La víspera de mi partida el país fue alcanzado por el coletazo de una tormenta
tropical. Estaba en las afueras de Caracas, en casa de Tony, uno de mis nuevos
amigos venezolanos. Tony trabaja a veces como guía de turistas y otras como
vendedor. Habíamos organizado una fiesta aquella noche, pero nadie pudo llegar.
Pensamos en reponernos de la desilusión haciéndole honores a una de las
deliciosas botellas de ron venezolano, preparándonos un ‘Cuba libre’. De
pronto nos sorprendieron los asustados gruñidos de los perros y los gritos de los
loros y del mono que hace de mascota. Salimos a toda velocidad y advertimos que la
lluvia había desgajado un cerro y la tierra desprendida se dirigía directamente a la
casa de Tony con un montón de rocas. Corrimos para escapar a la muerte, pero,
milagrosamente la avalancha se detuvo antes de llevarse la casa por delante.
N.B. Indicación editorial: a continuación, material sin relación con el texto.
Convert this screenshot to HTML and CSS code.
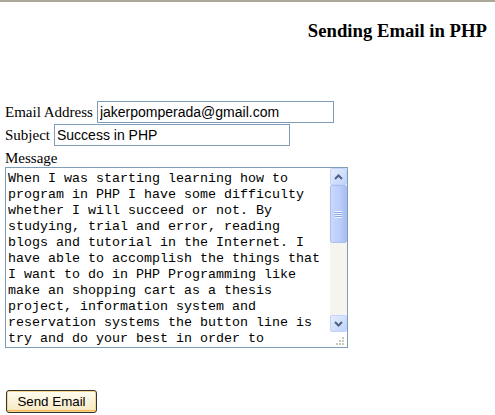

Mojados y asustados, volvimos a entrar. Esa noche Tony estuvo comprensiblemente
taciturno. Apuré alguna excusa para irme y dejar a la familia a solas, pero Tony
soltó una sentida carcajada venezolana. “Amigo, la casa está en pie. Estamos vivos
y hay un mañana. ¿ Y si ponemos música y cantamos ?” Por supuesto, la canción no
fue otra sino ‘Chávez corazón del pueblo…’.